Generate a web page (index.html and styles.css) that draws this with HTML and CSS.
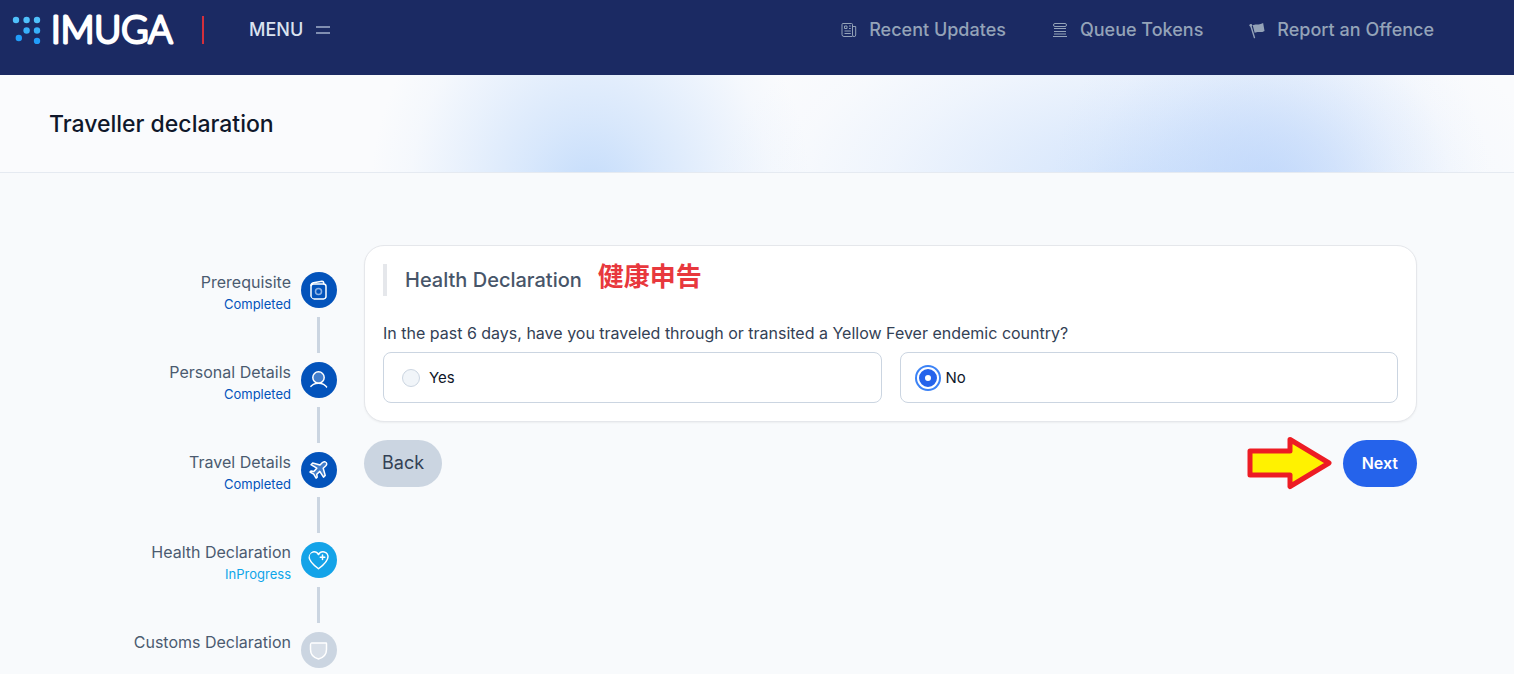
━━━━━━━━━━━━━━━━
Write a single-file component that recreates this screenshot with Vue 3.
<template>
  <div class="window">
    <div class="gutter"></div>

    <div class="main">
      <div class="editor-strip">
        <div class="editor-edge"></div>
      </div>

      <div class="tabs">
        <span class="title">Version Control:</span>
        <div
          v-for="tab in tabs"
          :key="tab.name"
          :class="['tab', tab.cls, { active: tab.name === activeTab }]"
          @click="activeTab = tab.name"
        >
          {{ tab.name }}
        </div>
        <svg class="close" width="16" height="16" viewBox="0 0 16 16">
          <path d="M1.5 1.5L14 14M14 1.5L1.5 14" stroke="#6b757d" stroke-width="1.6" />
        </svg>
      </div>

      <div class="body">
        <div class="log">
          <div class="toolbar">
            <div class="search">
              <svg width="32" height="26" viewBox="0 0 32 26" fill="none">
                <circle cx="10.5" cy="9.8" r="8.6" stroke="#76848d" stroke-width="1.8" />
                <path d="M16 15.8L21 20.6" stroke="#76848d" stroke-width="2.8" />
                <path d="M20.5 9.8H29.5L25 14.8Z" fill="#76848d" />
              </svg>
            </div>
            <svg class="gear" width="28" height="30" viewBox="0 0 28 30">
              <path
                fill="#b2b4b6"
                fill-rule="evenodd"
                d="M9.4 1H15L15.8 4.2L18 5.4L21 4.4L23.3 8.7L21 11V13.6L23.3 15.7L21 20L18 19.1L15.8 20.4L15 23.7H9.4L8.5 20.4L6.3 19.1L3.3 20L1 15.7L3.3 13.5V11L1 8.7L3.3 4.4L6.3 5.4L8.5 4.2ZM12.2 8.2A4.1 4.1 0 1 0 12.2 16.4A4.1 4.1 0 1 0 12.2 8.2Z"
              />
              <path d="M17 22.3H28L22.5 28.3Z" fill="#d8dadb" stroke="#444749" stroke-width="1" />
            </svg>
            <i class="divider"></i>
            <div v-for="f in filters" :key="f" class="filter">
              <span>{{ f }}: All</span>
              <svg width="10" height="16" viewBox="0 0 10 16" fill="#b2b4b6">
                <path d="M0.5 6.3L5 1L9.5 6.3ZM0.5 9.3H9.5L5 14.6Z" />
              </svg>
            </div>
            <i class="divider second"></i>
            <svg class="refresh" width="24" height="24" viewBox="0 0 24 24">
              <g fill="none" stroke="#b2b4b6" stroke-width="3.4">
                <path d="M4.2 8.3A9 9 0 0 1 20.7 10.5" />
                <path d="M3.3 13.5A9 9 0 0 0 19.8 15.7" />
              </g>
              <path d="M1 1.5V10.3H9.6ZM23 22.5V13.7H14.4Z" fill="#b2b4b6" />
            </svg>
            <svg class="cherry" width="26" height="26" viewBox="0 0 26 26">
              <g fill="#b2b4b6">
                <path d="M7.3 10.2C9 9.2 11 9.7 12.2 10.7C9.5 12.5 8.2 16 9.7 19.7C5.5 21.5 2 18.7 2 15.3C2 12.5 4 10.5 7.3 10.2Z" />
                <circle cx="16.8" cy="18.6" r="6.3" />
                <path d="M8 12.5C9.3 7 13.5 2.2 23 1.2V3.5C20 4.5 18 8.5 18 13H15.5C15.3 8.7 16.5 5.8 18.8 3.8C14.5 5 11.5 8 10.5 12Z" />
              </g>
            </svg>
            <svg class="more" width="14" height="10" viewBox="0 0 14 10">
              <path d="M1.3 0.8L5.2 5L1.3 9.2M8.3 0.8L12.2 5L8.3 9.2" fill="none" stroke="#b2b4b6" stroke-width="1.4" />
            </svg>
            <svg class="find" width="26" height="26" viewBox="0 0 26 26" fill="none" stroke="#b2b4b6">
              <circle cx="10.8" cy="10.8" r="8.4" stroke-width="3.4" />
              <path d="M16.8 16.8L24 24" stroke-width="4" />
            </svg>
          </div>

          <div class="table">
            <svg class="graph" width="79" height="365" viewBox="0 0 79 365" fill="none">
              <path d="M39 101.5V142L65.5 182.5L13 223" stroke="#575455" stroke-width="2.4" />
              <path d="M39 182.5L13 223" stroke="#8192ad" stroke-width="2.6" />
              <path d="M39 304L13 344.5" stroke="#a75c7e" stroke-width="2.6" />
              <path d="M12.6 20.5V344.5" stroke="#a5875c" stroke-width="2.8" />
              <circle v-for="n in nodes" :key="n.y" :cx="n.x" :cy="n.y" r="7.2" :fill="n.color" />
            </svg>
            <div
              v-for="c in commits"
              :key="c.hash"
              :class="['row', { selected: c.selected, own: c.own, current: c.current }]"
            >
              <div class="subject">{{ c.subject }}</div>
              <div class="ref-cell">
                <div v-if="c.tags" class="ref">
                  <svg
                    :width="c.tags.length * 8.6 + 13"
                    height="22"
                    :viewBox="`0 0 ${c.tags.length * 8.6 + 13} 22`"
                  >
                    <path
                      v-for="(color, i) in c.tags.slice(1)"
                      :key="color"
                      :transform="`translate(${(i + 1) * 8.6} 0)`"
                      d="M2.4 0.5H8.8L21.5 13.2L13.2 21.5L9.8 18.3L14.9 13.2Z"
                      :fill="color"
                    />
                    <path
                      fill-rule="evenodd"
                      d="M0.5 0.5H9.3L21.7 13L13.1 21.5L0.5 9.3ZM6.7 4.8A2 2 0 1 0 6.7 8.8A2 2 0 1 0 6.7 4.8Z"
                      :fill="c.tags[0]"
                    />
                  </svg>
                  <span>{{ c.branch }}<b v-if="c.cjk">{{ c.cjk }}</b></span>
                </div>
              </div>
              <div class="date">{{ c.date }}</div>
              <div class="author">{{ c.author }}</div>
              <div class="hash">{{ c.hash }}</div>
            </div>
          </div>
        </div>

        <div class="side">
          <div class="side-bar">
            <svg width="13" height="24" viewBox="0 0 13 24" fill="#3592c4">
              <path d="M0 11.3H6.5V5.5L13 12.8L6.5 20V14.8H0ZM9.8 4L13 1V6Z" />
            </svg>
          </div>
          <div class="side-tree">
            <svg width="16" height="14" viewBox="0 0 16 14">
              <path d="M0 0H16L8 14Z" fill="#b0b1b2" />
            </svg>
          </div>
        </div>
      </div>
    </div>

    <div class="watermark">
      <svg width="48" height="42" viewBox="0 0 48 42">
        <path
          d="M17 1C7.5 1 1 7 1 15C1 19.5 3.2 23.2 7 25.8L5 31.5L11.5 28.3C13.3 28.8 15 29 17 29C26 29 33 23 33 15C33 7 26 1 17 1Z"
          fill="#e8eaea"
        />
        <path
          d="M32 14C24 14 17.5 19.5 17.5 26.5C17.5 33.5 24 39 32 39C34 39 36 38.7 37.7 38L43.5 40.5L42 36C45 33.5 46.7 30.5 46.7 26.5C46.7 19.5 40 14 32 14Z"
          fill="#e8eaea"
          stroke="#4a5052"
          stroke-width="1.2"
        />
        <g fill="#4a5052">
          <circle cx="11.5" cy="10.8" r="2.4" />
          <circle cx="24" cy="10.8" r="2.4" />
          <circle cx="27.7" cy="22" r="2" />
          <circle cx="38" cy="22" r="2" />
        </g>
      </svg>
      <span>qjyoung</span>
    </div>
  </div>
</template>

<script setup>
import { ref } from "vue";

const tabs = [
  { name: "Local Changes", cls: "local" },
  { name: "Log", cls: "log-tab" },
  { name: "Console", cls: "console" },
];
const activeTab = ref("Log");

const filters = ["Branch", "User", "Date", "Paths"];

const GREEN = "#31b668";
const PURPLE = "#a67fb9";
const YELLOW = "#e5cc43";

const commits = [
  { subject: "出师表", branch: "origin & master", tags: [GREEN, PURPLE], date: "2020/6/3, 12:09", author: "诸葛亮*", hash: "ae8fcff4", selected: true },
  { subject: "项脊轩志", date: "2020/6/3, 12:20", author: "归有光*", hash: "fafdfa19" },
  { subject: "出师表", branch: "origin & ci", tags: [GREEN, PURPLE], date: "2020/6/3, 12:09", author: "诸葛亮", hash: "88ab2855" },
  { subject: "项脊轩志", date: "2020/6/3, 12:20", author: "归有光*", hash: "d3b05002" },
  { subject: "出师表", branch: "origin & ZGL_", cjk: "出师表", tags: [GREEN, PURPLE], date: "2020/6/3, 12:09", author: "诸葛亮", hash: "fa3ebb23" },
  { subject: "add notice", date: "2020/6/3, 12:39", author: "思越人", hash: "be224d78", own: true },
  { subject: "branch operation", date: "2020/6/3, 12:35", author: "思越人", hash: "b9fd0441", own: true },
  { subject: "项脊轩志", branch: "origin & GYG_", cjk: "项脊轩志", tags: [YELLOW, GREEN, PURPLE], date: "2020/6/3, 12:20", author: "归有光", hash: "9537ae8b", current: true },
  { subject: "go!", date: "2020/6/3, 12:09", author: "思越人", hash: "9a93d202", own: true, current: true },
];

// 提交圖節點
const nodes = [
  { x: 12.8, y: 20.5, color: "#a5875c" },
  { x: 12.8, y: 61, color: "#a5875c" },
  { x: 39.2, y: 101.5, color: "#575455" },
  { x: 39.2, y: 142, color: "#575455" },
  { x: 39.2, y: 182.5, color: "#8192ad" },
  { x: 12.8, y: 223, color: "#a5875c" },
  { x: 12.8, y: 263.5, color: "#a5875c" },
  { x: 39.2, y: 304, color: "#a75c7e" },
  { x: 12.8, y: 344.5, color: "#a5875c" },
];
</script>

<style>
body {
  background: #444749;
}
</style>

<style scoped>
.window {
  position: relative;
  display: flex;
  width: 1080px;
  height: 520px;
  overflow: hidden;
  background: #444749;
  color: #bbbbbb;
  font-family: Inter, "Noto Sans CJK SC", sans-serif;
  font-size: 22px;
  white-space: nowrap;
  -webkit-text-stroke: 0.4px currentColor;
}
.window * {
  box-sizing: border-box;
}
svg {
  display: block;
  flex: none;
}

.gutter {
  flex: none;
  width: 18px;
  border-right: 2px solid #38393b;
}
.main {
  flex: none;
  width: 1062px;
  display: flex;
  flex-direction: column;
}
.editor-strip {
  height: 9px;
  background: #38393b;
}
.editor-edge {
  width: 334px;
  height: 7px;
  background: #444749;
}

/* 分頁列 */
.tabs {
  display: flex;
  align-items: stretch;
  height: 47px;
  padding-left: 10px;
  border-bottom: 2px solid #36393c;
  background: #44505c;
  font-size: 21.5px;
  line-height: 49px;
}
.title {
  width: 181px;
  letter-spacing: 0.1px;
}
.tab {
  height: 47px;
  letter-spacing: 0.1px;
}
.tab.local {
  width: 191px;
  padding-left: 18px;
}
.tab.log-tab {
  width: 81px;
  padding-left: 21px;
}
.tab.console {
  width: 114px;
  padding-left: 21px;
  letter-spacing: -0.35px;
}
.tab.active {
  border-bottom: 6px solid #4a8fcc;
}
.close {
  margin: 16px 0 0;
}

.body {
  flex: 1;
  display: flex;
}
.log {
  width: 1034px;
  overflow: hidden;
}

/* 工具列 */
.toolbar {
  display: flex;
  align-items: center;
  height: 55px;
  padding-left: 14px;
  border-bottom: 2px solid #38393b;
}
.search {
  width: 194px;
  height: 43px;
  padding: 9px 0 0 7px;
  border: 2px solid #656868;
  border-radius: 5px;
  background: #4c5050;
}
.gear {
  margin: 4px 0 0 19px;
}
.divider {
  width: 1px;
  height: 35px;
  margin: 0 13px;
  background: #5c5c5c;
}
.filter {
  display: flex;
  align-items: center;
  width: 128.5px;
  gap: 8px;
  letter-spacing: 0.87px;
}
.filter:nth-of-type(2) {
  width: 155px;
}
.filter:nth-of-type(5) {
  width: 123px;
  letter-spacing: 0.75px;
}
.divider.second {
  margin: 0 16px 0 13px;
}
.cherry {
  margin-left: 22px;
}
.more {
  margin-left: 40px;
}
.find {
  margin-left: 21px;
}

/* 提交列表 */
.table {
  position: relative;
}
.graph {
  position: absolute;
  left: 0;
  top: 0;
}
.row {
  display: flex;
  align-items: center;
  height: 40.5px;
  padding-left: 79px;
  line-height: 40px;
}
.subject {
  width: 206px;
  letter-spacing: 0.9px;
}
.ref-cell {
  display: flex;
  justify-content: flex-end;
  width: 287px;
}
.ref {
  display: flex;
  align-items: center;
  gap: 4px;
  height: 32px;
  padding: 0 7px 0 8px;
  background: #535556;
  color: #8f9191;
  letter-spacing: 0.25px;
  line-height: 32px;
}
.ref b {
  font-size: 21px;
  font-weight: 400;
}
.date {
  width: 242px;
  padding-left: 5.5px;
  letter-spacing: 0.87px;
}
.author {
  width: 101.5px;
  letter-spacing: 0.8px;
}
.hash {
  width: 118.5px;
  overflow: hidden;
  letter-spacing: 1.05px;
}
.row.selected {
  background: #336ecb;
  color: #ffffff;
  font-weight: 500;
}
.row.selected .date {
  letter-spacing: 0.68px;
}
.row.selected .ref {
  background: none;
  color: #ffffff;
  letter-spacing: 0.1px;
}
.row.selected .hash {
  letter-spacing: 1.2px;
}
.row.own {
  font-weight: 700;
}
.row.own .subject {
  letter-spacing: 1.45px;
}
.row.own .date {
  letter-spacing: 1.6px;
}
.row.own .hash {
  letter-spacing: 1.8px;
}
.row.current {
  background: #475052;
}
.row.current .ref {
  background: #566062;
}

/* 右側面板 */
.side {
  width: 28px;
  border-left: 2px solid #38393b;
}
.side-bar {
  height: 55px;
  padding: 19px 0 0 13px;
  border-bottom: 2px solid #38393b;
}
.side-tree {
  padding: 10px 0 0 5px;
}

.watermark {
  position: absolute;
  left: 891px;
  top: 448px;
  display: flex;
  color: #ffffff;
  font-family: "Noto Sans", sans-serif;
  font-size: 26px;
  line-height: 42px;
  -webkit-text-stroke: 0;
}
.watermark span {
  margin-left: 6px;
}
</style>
━━━━━━━━━━━━━━━━
* [Aim] Filter the entries down to the lines with the word "that" in them.

* [Written answer]
Generate a web page (index.html and styles.css) that draws this with HTML and CSS.
Write a single-file component that recreates this screenshot with Vue 3.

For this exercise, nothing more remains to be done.